Chapter 13 is more problematic for lienholders. The debtor proposes a three- to five-year repayment plan that may include catching up on the debt, and the court can prevent foreclosure as long as the debtor sticks to the plan. If the debtor falls behind on plan payments, the lienholder can move to lift the stay at that point.

One important caveat: the automatic stay is not unlimited for repeat filers. If the debtor had a previous bankruptcy case dismissed within the past year, the stay lasts only 30 days unless the court extends it. If two or more prior cases were dismissed within the past year, the automatic stay does not take effect at all.2United States Code. 11 USC 362 – Automatic Stay These exceptions exist because some property owners file serial bankruptcy petitions specifically to stall foreclosure proceedings.
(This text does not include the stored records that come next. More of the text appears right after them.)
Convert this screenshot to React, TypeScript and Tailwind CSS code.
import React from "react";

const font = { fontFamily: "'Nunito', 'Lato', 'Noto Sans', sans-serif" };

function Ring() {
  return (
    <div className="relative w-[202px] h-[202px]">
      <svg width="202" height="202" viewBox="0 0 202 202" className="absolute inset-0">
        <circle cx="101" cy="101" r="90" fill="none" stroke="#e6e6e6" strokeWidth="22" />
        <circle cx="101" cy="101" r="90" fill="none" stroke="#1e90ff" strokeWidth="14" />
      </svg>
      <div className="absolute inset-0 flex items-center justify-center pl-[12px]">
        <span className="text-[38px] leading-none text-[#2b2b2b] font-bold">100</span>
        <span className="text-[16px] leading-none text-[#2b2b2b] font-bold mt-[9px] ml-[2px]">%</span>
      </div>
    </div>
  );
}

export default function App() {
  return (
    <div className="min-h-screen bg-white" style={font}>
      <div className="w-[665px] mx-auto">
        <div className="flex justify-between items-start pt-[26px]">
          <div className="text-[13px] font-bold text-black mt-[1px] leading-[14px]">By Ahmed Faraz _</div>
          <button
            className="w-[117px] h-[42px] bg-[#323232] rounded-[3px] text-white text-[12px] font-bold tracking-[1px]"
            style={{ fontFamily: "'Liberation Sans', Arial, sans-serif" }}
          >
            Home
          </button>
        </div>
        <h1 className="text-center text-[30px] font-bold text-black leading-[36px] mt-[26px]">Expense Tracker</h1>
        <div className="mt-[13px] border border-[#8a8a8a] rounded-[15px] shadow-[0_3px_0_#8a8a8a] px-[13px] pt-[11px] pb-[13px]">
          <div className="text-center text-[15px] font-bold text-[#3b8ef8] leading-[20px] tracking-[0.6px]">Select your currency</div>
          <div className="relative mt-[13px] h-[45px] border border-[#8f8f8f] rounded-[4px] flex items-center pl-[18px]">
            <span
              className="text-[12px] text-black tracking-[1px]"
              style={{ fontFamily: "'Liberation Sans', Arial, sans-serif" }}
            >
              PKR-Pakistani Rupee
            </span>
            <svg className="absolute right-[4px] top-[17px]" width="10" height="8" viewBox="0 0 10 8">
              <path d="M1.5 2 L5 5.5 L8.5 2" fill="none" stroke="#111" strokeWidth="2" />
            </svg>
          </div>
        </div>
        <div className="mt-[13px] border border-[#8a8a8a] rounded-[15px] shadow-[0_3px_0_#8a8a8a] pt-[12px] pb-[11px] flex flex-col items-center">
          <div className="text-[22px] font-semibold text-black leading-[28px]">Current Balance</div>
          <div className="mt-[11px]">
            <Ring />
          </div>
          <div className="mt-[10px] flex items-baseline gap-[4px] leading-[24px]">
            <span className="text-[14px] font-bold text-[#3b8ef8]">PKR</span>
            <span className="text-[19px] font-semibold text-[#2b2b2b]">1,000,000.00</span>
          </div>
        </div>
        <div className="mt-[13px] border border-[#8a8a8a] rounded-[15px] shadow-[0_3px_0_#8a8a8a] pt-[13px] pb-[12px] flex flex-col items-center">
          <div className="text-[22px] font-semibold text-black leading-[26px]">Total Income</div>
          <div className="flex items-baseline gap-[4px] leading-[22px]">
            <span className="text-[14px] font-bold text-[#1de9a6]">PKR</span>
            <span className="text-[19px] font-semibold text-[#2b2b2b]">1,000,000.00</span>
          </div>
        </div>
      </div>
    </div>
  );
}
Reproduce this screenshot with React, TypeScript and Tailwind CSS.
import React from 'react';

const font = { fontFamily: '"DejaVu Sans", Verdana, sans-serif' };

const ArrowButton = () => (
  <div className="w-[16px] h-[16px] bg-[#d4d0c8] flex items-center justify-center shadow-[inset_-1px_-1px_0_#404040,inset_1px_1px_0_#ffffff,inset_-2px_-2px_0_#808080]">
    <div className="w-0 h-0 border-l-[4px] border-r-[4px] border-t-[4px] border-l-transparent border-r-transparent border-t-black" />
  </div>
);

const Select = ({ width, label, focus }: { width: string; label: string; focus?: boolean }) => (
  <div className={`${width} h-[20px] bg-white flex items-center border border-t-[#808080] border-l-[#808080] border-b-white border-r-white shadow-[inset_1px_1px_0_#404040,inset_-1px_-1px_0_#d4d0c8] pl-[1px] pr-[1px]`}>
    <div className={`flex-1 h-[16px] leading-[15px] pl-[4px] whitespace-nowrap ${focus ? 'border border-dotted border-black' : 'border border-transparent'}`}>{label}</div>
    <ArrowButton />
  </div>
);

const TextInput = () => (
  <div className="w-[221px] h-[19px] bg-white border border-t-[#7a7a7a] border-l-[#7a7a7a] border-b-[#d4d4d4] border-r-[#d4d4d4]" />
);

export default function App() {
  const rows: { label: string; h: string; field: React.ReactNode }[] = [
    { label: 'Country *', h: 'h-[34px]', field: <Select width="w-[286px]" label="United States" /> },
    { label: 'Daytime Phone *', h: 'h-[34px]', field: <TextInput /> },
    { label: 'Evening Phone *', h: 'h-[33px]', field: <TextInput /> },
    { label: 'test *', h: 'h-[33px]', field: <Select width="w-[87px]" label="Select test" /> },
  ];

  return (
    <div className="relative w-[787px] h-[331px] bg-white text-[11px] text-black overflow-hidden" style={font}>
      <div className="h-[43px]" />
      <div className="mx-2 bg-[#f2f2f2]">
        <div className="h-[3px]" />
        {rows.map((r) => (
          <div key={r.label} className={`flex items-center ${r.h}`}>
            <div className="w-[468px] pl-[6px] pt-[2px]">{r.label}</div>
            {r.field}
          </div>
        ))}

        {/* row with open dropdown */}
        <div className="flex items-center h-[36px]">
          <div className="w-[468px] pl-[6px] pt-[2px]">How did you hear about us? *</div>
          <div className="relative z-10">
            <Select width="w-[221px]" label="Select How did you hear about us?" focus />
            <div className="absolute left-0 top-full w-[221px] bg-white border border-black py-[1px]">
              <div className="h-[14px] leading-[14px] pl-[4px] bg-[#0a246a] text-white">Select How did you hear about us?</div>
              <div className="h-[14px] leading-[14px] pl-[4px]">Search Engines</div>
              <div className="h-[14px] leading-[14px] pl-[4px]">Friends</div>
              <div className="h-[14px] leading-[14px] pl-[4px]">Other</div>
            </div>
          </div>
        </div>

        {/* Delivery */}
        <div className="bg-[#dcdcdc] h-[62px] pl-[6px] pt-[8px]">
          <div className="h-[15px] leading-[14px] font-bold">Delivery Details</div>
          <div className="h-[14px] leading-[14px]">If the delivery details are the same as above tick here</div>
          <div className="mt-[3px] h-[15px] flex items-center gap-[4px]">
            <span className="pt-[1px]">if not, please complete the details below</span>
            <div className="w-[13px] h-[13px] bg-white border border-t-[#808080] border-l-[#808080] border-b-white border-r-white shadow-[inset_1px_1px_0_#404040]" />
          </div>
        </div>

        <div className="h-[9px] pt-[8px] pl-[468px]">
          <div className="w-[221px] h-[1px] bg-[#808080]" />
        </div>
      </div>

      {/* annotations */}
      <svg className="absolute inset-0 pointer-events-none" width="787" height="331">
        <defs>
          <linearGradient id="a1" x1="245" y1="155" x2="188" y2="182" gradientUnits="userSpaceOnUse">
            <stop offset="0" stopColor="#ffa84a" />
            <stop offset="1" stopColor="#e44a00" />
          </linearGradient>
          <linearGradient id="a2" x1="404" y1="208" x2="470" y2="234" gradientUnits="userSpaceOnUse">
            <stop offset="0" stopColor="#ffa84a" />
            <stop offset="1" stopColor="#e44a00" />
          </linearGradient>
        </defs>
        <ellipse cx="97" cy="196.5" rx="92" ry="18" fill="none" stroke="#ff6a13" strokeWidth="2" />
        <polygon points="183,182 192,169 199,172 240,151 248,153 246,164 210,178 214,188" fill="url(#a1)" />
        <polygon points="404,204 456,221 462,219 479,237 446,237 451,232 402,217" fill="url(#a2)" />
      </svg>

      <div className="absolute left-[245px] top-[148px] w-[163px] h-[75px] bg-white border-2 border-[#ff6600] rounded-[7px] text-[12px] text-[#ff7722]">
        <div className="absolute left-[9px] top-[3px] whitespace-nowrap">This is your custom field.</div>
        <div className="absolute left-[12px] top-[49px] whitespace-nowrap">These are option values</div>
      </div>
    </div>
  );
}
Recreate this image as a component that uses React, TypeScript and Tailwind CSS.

Practical Cost Considerations

Before starting a foreclosure action, add up the likely costs and weigh them against the amount of your lien. Court filing fees, title search or litigation guarantee charges, process server fees, publication costs for the notice of sale, and attorney fees can easily reach several thousand dollars in total. If your lien is relatively small, the cost of foreclosure may consume most of your recovery. Some lien contracts or statutes allow you to add reasonable foreclosure costs to the amount owed, but you only collect those costs if the sale generates enough to cover them.

The timeline matters too. A judicial foreclosure with no complications typically takes four to six months from filing to sale, but contested cases or bankruptcy interruptions can push the process well past a year. During that time, property taxes continue to accrue, the property may deteriorate, and your costs keep climbing. For junior lienholders in particular, a realistic assessment of the property’s equity above senior liens is the single most important calculation before committing to foreclosure.